Set the listing down again in full, word for word, with the pictures left out.
Start DATASET CONTENT
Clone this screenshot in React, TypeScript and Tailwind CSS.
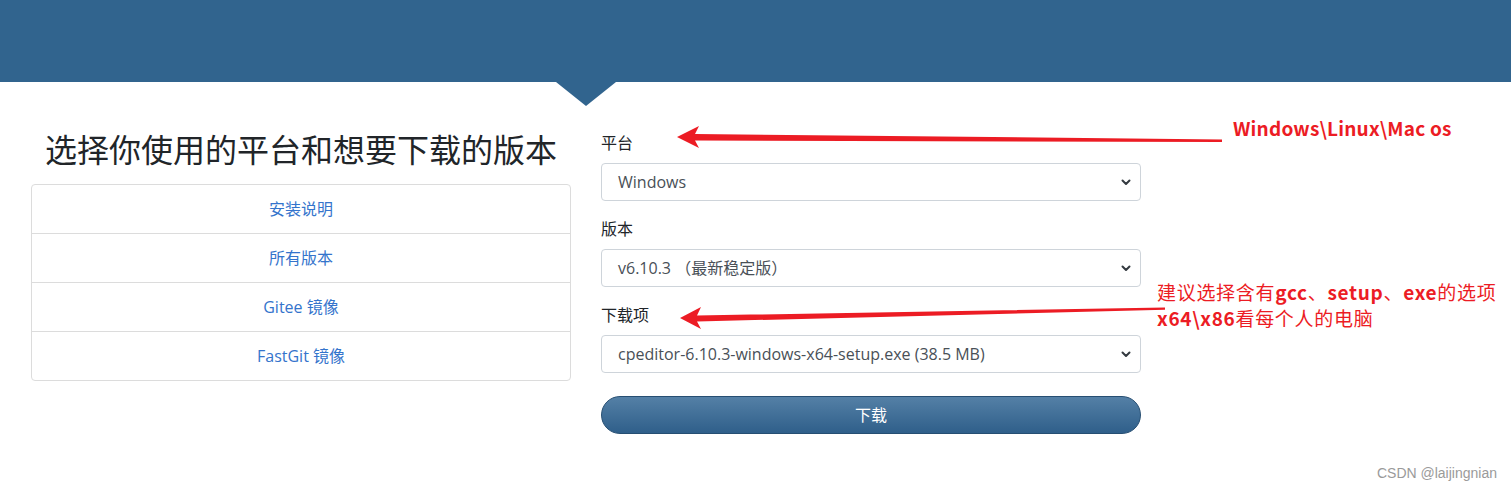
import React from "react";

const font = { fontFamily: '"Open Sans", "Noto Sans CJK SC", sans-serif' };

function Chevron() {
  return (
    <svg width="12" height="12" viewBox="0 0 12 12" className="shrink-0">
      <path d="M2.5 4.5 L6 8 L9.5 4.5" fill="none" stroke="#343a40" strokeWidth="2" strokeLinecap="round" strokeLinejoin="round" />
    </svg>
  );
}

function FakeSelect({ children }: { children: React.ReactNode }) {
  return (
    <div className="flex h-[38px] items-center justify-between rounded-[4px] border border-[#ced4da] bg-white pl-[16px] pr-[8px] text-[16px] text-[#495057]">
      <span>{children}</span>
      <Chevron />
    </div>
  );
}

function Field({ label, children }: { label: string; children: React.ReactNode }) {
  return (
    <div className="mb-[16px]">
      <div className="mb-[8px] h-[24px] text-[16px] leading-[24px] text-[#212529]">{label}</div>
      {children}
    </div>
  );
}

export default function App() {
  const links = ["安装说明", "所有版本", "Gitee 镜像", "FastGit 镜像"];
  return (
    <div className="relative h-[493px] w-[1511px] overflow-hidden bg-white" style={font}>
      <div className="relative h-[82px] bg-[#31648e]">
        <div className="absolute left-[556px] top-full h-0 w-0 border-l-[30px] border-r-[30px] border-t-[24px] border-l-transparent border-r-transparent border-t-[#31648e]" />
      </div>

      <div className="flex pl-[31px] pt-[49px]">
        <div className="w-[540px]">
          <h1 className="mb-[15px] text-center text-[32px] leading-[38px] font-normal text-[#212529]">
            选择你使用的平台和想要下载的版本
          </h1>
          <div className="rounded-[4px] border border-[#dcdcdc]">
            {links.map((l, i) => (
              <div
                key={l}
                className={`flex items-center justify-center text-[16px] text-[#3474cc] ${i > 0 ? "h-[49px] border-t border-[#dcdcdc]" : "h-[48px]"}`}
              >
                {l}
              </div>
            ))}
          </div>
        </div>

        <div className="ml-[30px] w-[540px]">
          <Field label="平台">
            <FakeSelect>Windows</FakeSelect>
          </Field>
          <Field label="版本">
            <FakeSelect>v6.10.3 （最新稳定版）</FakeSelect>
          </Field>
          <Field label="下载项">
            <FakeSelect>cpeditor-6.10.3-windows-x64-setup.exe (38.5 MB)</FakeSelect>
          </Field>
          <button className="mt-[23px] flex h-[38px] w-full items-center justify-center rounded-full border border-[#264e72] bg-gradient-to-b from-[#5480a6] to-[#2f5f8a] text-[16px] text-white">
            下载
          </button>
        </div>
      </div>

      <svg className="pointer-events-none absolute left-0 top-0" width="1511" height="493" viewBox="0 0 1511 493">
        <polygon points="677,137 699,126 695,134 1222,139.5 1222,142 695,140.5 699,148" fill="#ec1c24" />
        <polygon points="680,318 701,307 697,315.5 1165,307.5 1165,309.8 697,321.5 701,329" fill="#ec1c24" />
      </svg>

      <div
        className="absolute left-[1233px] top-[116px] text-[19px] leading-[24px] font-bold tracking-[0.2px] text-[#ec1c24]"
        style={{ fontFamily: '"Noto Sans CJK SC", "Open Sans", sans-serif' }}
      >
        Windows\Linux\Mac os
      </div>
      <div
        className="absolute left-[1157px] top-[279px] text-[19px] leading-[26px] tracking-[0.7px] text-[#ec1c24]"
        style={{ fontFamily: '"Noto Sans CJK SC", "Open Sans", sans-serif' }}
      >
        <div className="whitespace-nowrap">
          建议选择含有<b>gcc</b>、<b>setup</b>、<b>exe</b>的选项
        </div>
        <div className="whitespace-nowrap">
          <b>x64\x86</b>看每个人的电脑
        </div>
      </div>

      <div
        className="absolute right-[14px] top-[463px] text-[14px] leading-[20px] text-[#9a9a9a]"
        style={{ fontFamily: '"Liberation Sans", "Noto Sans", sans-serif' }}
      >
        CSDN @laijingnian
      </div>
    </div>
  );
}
End DATASET CONTENT
▸ **FINISHED ANSWER**:
Clone this screenshot in React, TypeScript and Tailwind CSS.
import React from "react";

const font = { fontFamily: '"Open Sans", "Noto Sans CJK SC", sans-serif' };

function Chevron() {
  return (
    <svg width="12" height="12" viewBox="0 0 12 12" className="shrink-0">
      <path d="M2.5 4.5 L6 8 L9.5 4.5" fill="none" stroke="#343a40" strokeWidth="2" strokeLinecap="round" strokeLinejoin="round" />
    </svg>
  );
}

function FakeSelect({ children }: { children: React.ReactNode }) {
  return (
    <div className="flex h-[38px] items-center justify-between rounded-[4px] border border-[#ced4da] bg-white pl-[16px] pr-[8px] text-[16px] text-[#495057]">
      <span>{children}</span>
      <Chevron />
    </div>
  );
}

function Field({ label, children }: { label: string; children: React.ReactNode }) {
  return (
    <div className="mb-[16px]">
      <div className="mb-[8px] h-[24px] text-[16px] leading-[24px] text-[#212529]">{label}</div>
      {children}
    </div>
  );
}

export default function App() {
  const links = ["安装说明", "所有版本", "Gitee 镜像", "FastGit 镜像"];
  return (
    <div className="relative h-[493px] w-[1511px] overflow-hidden bg-white" style={font}>
      <div className="relative h-[82px] bg-[#31648e]">
        <div className="absolute left-[556px] top-full h-0 w-0 border-l-[30px] border-r-[30px] border-t-[24px] border-l-transparent border-r-transparent border-t-[#31648e]" />
      </div>

      <div className="flex pl-[31px] pt-[49px]">
        <div className="w-[540px]">
          <h1 className="mb-[15px] text-center text-[32px] leading-[38px] font-normal text-[#212529]">
            选择你使用的平台和想要下载的版本
          </h1>
          <div className="rounded-[4px] border border-[#dcdcdc]">
            {links.map((l, i) => (
              <div
                key={l}
                className={`flex items-center justify-center text-[16px] text-[#3474cc] ${i > 0 ? "h-[49px] border-t border-[#dcdcdc]" : "h-[48px]"}`}
              >
                {l}
              </div>
            ))}
          </div>
        </div>

        <div className="ml-[30px] w-[540px]">
          <Field label="平台">
            <FakeSelect>Windows</FakeSelect>
          </Field>
          <Field label="版本">
            <FakeSelect>v6.10.3 （最新稳定版）</FakeSelect>
          </Field>
          <Field label="下载项">
            <FakeSelect>cpeditor-6.10.3-windows-x64-setup.exe (38.5 MB)</FakeSelect>
          </Field>
          <button className="mt-[23px] flex h-[38px] w-full items-center justify-center rounded-full border border-[#264e72] bg-gradient-to-b from-[#5480a6] to-[#2f5f8a] text-[16px] text-white">
            下载
          </button>
        </div>
      </div>

      <svg className="pointer-events-none absolute left-0 top-0" width="1511" height="493" viewBox="0 0 1511 493">
        <polygon points="677,137 699,126 695,134 1222,139.5 1222,142 695,140.5 699,148" fill="#ec1c24" />
        <polygon points="680,318 701,307 697,315.5 1165,307.5 1165,309.8 697,321.5 701,329" fill="#ec1c24" />
      </svg>

      <div
        className="absolute left-[1233px] top-[116px] text-[19px] leading-[24px] font-bold tracking-[0.2px] text-[#ec1c24]"
        style={{ fontFamily: '"Noto Sans CJK SC", "Open Sans", sans-serif' }}
      >
        Windows\Linux\Mac os
      </div>
      <div
        className="absolute left-[1157px] top-[279px] text-[19px] leading-[26px] tracking-[0.7px] text-[#ec1c24]"
        style={{ fontFamily: '"Noto Sans CJK SC", "Open Sans", sans-serif' }}
      >
        <div className="whitespace-nowrap">
          建议选择含有<b>gcc</b>、<b>setup</b>、<b>exe</b>的选项
        </div>
        <div className="whitespace-nowrap">
          <b>x64\x86</b>看每个人的电脑
        </div>
      </div>

      <div
        className="absolute right-[14px] top-[463px] text-[14px] leading-[20px] text-[#9a9a9a]"
        style={{ fontFamily: '"Liberation Sans", "Noto Sans", sans-serif' }}
      >
        CSDN @laijingnian
      </div>
    </div>
  );
}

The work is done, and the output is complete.